Now on so many grounds, our Hausas in Nigeria might have had contacts with the Arabs, informing the popularity of Arabic language in northern Nigeria. This with limited doubts had happened via the close proximity of the Northern Nigerians with Arab speaking people of Chad, Niger, etc., and with the Islamic religion tightening it, this could have happened too far before the creation of Nigeria. But note too, not all Hausas are Muslims, there is a sizable number of Christian Hausas as well. This takes us to the origin of language not being necessarily religion, a point where one could disagree with Malcolm that the Arabic inscriptions are tied to religion.

However, on the universality of language, the Arabic language is an international language and one of the six officially adopted languages by the United Nations. It may be far from being wholly universal compared to the dominance of an English language for instance. To stress again, the origin of language, including the universal ones, is more economic oriented, in some instances, it is the necessity for trade among people. Another need to hear from you and probably know how to say what you say, and vice versa (you should be able to the same to my language). What happens afterward is now who bends for the other one’s language depending on the terms and nature of trade involved. What is however important is that we can do business, communicate for a common goal which is survival. This latter is first, before the role of religion in languages. The Arabic language had long been spoken since a thousand years ago, even before Islamic conquest which later adopted the language as being that which the Holy Qur’an was written. It had been the native language of the nomads a very long time ago.

The manner in which quite a number of religions of the past have been eliminated for popular Christianity and Islam which expanded through the economy, quite a number of languages had been conquered by the Arabic language too.

The dominance of currency itself is thus by economic strength and not religious strength, the strength of US Dollars and Euros, Pounds are instances of economic strengths (imperialism).

Therefore, again, we can no longer conclude that the English language is Christian nor that Arabic is Islam. There is a number of persons speaking these languages at diverse locations of the world and with diverse religious affiliations, including atheists, just like the theists and deists. The strength and dominance of any language are in the economy it commands, including the countries it colonizes with this strength. A picture of the gradual extinction of Native Nigerian languages for the English language comes to mind.

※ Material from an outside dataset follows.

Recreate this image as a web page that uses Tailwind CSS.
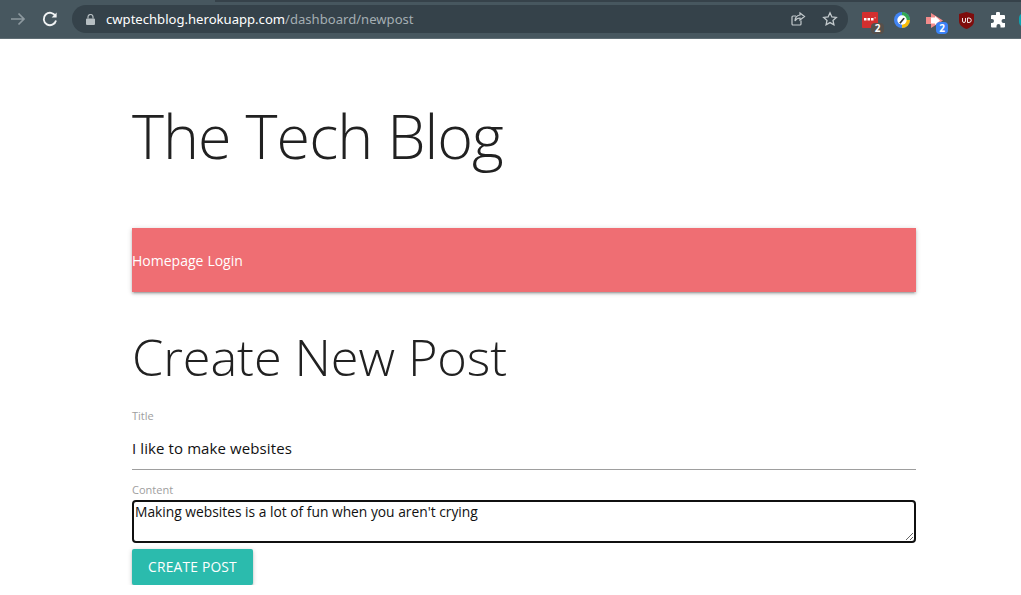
<!DOCTYPE html>
<html>
<head>
<meta charset="utf-8">
<script src="https://cdn.jsdelivr.net/npm/@tailwindcss/browser@4"></script>
</head>
<body class="bg-white font-['Open_Sans','Noto_Sans',sans-serif] text-[#212121] overflow-hidden">
<div class="h-[39px] bg-[#47575f] relative flex items-center border-b border-[#5f6d74]">
  <div class="absolute top-0 left-[215px] right-0 h-[2px] bg-[#36424a]"></div>
  <svg class="ml-[9px] w-[18px] h-[18px]" viewBox="0 0 18 18" fill="none" stroke="#8d999f" stroke-width="1.7"><path d="M2 9h13M9.5 3.500 15 9l-5.500 5.500"/></svg>
  <svg class="ml-[14px] w-[18px] h-[18px]" viewBox="0 0 18 18" fill="none" stroke="#f1f3f4" stroke-width="1.9"><path d="M14.500 6.200A6.200 6.200 0 1 0 15 10.500"/><path d="M15.600 2.400v5h-5z" fill="#f1f3f4" stroke="none"/></svg>
  <div class="ml-[13px] w-[776px] h-[28px] rounded-full bg-[#35424a] flex items-center">
    <svg class="ml-[14px] w-[9px] h-[11px]" viewBox="0 0 9 11" fill="#b6bec2"><path d="M1 4.500h7a1 1 0 0 1 1 1V10a1 1 0 0 1-1 1H1a1 1 0 0 1-1-1V5.500a1 1 0 0 1 1-1z"/><path d="M2 4.500V3a2.500 2.500 0 0 1 5 0v1.500" fill="none" stroke="#b6bec2" stroke-width="1.200"/></svg>
    <span class="ml-[11px] pt-[2px] text-[13.1px] font-['Noto_Sans',sans-serif] text-white">cwptechblog.herokuapp.com<span class="text-[#a4aeb3]">/dashboard/newpost</span></span>
    <svg class="ml-auto w-[16px] h-[16px]" viewBox="0 0 16 16" fill="none" stroke="#c3cacd" stroke-width="1.200"><path d="M11 9.500V13a1 1 0 0 1-1 1H3a1 1 0 0 1-1-1V6a1 1 0 0 1 1-1h3"/><path d="M10 2l4.500 3.500L10 9V7C7.500 7 6 8 5 10c0-3.500 2-5.500 5-6z"/></svg>
    <svg class="ml-[16px] mr-[10px] w-[16px] h-[16px]" viewBox="0 0 16 16" fill="none" stroke="#c3cacd" stroke-width="1.300"><path d="M8 1.800l1.900 4.100 4.400.5-3.300 3 .9 4.400L8 11.600l-3.900 2.200.9-4.400-3.300-3 4.400-.5z"/></svg>
  </div>
  <svg class="absolute left-[862px] top-[12px] w-[16px] h-[16px]" viewBox="0 0 16 16"><rect width="16" height="16" rx="1" fill="#d32f2f"/><rect x="2" y="6" width="2.500" height="2.500" fill="#fff"/><rect x="5.500" y="6" width="2.500" height="2.500" fill="#fff"/><rect x="9" y="6" width="2.500" height="2.500" fill="#fff"/><rect x="12.500" y="5" width="1.200" height="1.500" fill="#f3b0b0"/></svg>
  <div class="absolute left-[871px] top-[23px] w-[13px] h-[11px] bg-[#55504c] rounded-sm text-white text-[10px] leading-[11px] text-center font-bold">2</div>
  <svg class="absolute left-[894px] top-[12px] w-[16px] h-[16px]" viewBox="0 0 17 17"><circle cx="8.500" cy="8.500" r="8.500" fill="#4285f4"/><path d="M8.500 0a8.500 8.500 0 0 1 8.500 8.500H8.500z" fill="#34a853"/><path d="M17 8.500A8.500 8.500 0 0 1 8.500 17V8.500z" fill="#fbbc04"/><circle cx="8.500" cy="8.500" r="5" fill="#fff"/><path d="M5.500 11.500l4.500-5.500 1.500 1-4.500 5.500z" fill="#333"/></svg>
  <svg class="absolute left-[926px] top-[13px] w-[17px] h-[15px]" viewBox="0 0 17 15"><path d="M0 4h5V0l12 7.500L5 15v-4H0z" fill="#f28b8b"/><path d="M5 4.500h4V3l5 4.500L9 12v-1.500H5z" fill="#fff"/></svg>
  <div class="absolute left-[936px] top-[22px] w-[12px] h-[12px] bg-[#3b82f6] rounded-sm text-white text-[10px] leading-[12px] text-center font-bold">2</div>
  <svg class="absolute left-[959px] top-[12px] w-[15px] h-[17px]" viewBox="0 0 15 17"><path d="M7.500 0 15 2v7c0 4-3.500 6.500-7.500 8C3.500 15.500 0 13 0 9V2z" fill="#7f0d0d"/><path d="M3.500 6v3a1.500 1.500 0 0 0 3 0V6M8.500 6v4.500h1.500a2.200 2.200 0 0 0 0-4.500z" fill="none" stroke="#fff" stroke-width=".9"/></svg>
  <svg class="absolute left-[990px] top-[12px] w-[16px] h-[16px]" viewBox="0 0 16 16" fill="#fff"><path d="M6 1.500a2 2 0 0 1 4 0V3h4a1 1 0 0 1 1 1v3h-1.500a2 2 0 0 0 0 4H15v3.500a1 1 0 0 1-1 1h-3.500V14a2 2 0 0 0-4 0v1.500H2a1 1 0 0 1-1-1V11h1a2 2 0 0 0 0-4H1V4a1 1 0 0 1 1-1h4z"/></svg>
  <div class="absolute left-[1019px] top-[13px] w-[10px] h-[14px] rounded-full bg-[#0fa3b1]"></div>
</div>
<main class="mx-[132px] w-[784px]">
  <h1 class="mt-[55px] text-[61px] tracking-[-0.950px] leading-[84px] font-light">The Tech Blog</h1>
  <nav class="mt-[50px] h-[64px] bg-[#ef6e73] text-white flex items-center text-[14px] gap-[4px] shadow-[0_2px_2px_0_rgba(0,0,0,0.14),0_3px_1px_-2px_rgba(0,0,0,0.12),0_1px_5px_0_rgba(0,0,0,0.2)]"><a>Homepage</a><a>Login</a></nav>
  <h2 class="mt-[29px] text-[50.500px] tracking-[-0.100px] leading-[72px] font-light">Create New Post</h2>
  <form class="mt-[15px]">
    <label class="block text-[11px] leading-[16px] text-[#9e9e9e]">Title</label>
    <input value="I like to make websites" class="block w-full h-[43px] mt-[3px] text-[15px] tracking-[0.1px] text-[#111] border-b border-[#9e9e9e] outline-none">
    <label class="block mt-[12px] text-[11px] leading-[16px] text-[#9e9e9e]">Content</label>
    <textarea class="block mt-[2px] w-full h-[43px] border-2 border-[#101010] rounded-[4px] px-[1px] pt-0 text-[13.800px] leading-[19px] text-[#111] outline-none">Making websites is a lot of fun when you aren't crying</textarea>
    <button type="button" class="mt-[6px] h-[36px] w-[121px] rounded-[2px] bg-[#2bbbad] text-white text-[13.800px] tracking-[0.2px] shadow-[0_2px_2px_0_rgba(0,0,0,0.14),0_3px_1px_-2px_rgba(0,0,0,0.12),0_1px_5px_0_rgba(0,0,0,0.2)]">CREATE POST</button>
  </form>
</main>
</body>
</html>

Now, what is the case of Nigeria? One may be tempted to merely agree with the lawyer in question that Arabic is not our official language and enough reason to strike the inscriptions out of the currencies and of the Army logo. But, what really determines our officiality in Nigeria except by the measures of those who colonized us and still does so through neo-colonization. As a nationalist too, one may not dwell in advocating those things that divide us despite the amalgamation we portray by mere political geography, but as an advocate of international unity, can we ever have all language of the world on our currency notes? That seems cumbersome, but can we not have a global logo on them instead? The latter is neither seen coming too until a global unity is in view.

Then, I think we may question that, if not Yoruba, Igbo and Hausa as official languages even in our own country, why foreign language like English? If Nigeria adopts it as official, what stops the world from adopting it as an official universal language?

As much as the Arabic inscriptions on our currencies and army logo explain the history of our colonization, borne out of world political economy carried out by the imperialists, including the Arab members, we may say it also informs unity of Nigerian people with the Arabian people. Although this may not be the essence for the colonial and post-colonial rulers.

Rather than discussing how to merely divide Nigerian people from the Arabs by expunging the inscriptions, can we discuss our colonization that has been made official too?

Disconnecting from the Arabs is as similar as having the Yorubas deciding to pull away from Hausas or Igbos too, and relatively vice versa. But does that solve either of the problems confronting these ethnic regions as a people? Similarly, does the expunging solve the Numerous Nigerian upheavals? One doubts that it ever limits the Arabians by an inch neither.